Holding — Billings, C.J.
- The U.S. District Court for Vermont held that the bankruptcy court erred in confirming the debtor's Chapter 12 reorganization plan, reversed the confirmation, and remanded the case for further proceedings.
Rule
- A debtor must either surrender all collateral securing a claim or allow the secured creditor to retain its lien on any remaining collateral in a Chapter 12 reorganization plan.
Reasoning
- The U.S. District Court reasoned that the bankruptcy court incorrectly applied 11 U.S.C. § 1225(a)(5), which requires that a debtor either surrender all collateral or allow the secured creditor to retain its lien on any remaining collateral.
- The court found that the plan did not meet the statutory requirements since it did not provide for the retention of the bank's lien, and thus could only be confirmed if all collateral was surrendered.
- The court rejected the debtor's interpretation that partial surrender was permissible under the statute, emphasizing that such interpretation would undermine creditor protections.
- Additionally, the court affirmed the bankruptcy court's valuation of the Bridport property but found the valuation of the Cornwall property inadequate due to insufficient findings.
- The court also upheld the bankruptcy court's denial of the bank's claims for attorneys' fees and appraisal costs, concluding that the security agreement did not authorize fees in bankruptcy proceedings.
Deep Dive: How the Court Reached Its Decision
Eligibility of Debtor Under Chapter 12
The court found that First Brandon National Bank's argument regarding the debtor's eligibility under Chapter 12 as a "family farmer" was waived because it was not raised before the bankruptcy court. The court referenced prior case law stating that issues not presented in the lower court cannot be considered on appeal. First Brandon attempted to assert that eligibility was jurisdictional, which would allow it to be raised at any time. However, the court rejected this view, citing the prevailing authority that eligibility is a defense that must be timely asserted. The court emphasized that allowing late challenges to eligibility would undermine the stability of confirmed reorganization plans. Therefore, it declined to address First Brandon's eligibility argument, reinforcing the necessity for creditors to assert their defenses promptly during bankruptcy proceedings.
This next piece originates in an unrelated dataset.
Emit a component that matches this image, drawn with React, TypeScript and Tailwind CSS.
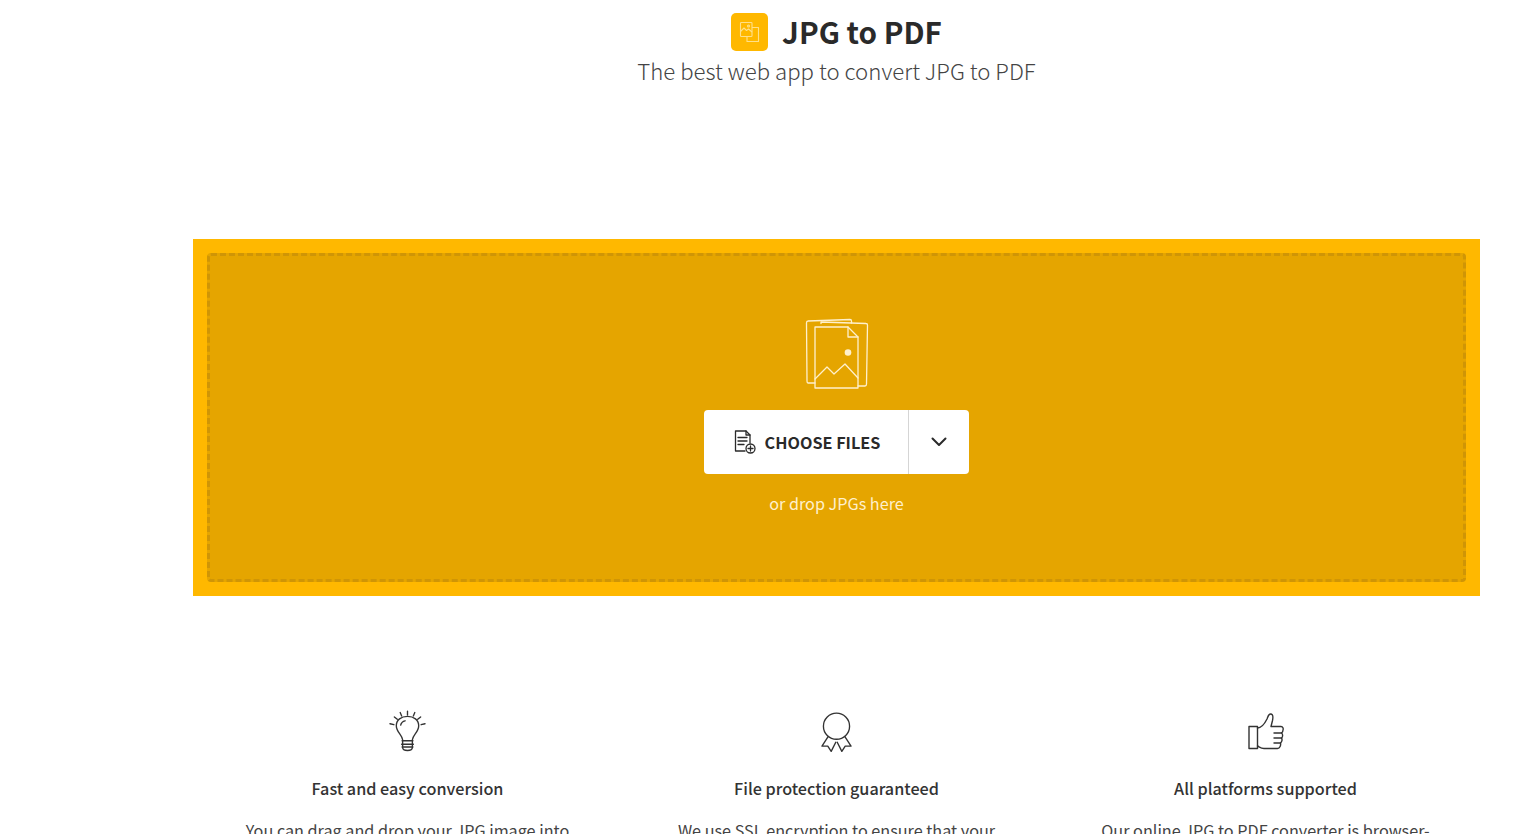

Surrender of Property Under 11 U.S.C. § 1225(a)(5)(C)
The court concluded that the bankruptcy court erred by interpreting 11 U.S.C. § 1225(a)(5) to allow the debtor to surrender less than all of the collateral without allowing First Brandon to retain its lien on the remaining property. The court explained that the statute requires a debtor to either surrender the entire collateral securing a claim or, if less than all is surrendered, to allow the creditor to retain its lien. Since the bank did not consent to the plan, the court determined that the plan could not be confirmed under subsection (B) unless it permitted the bank to retain its lien. The debtor's argument for partial surrender was deemed a misinterpretation of the statute, which the court found would undermine creditor protections. The court highlighted that the language of § 1225(a)(5)(C) necessitates the surrender of "the property securing such claim," implying that all collateral must be surrendered to satisfy the claim. Thus, the plan's failure to include the retention of the lien led to the reversal of the bankruptcy court's confirmation.
Property Value Findings
The court addressed the bankruptcy court's valuation findings of the properties in question, affirming the valuation of the Bridport property but finding fault with the Cornwall property valuation. The court upheld the $613 per acre valuation of the Bridport property, stating that the bankruptcy court's determination was not clearly erroneous based on the evidence presented. However, the court criticized the Cornwall property's valuation, which was set at $2,700 per acre. The bankruptcy court's method of reaching this figure was questioned, as it relied on averaging without adequately explaining the rationale for the chosen value. The court emphasized that factual findings must be sufficiently detailed to allow for effective appellate review, as per the standards established by the U.S. Supreme Court. Due to the lack of clear reasoning in the Cornwall valuation, the appellate court reversed that specific finding, thereby requiring further consideration on remand.
Attorneys' Fees
The court upheld the bankruptcy court's denial of First Brandon's claim for attorneys' fees, reasoning that the security agreement did not authorize the recovery of such fees in bankruptcy proceedings. First Brandon contended that the language of the security agreement allowed for the recovery of attorneys' fees upon default. However, the bankruptcy court had interpreted the agreement to permit fees only in foreclosure situations, which the appellate court supported. The court explained that the provision allowing for attorneys' fees when taking possession of property upon default did not extend to the context of bankruptcy. The court noted that agreements permitting fees specifically in foreclosure contexts cannot be interpreted to allow fees in bankruptcy, thereby affirming the bankruptcy court's conclusion. As a result, First Brandon was not entitled to recover attorneys' fees in the current proceedings.
Appraisal Costs
Lastly, the court addressed First Brandon's claim for appraisal costs, concluding that the bankruptcy court appropriately denied the request for administrative expense priority. The court noted that under 11 U.S.C. § 503(b)(1)(A), administrative expenses must be actual and necessary to preserve the estate. First Brandon's argument that the appraisal costs were necessary to protect its interest was found insufficient to meet this burden. The court asserted that the costs were incurred primarily for the benefit of First Brandon rather than the estate as a whole. Consequently, since First Brandon failed to demonstrate that the appraisal expenses met the stringent criteria for administrative priority, the bankruptcy court's denial of these costs was affirmed. This ruling underscored the high standard required for claiming administrative expenses in bankruptcy.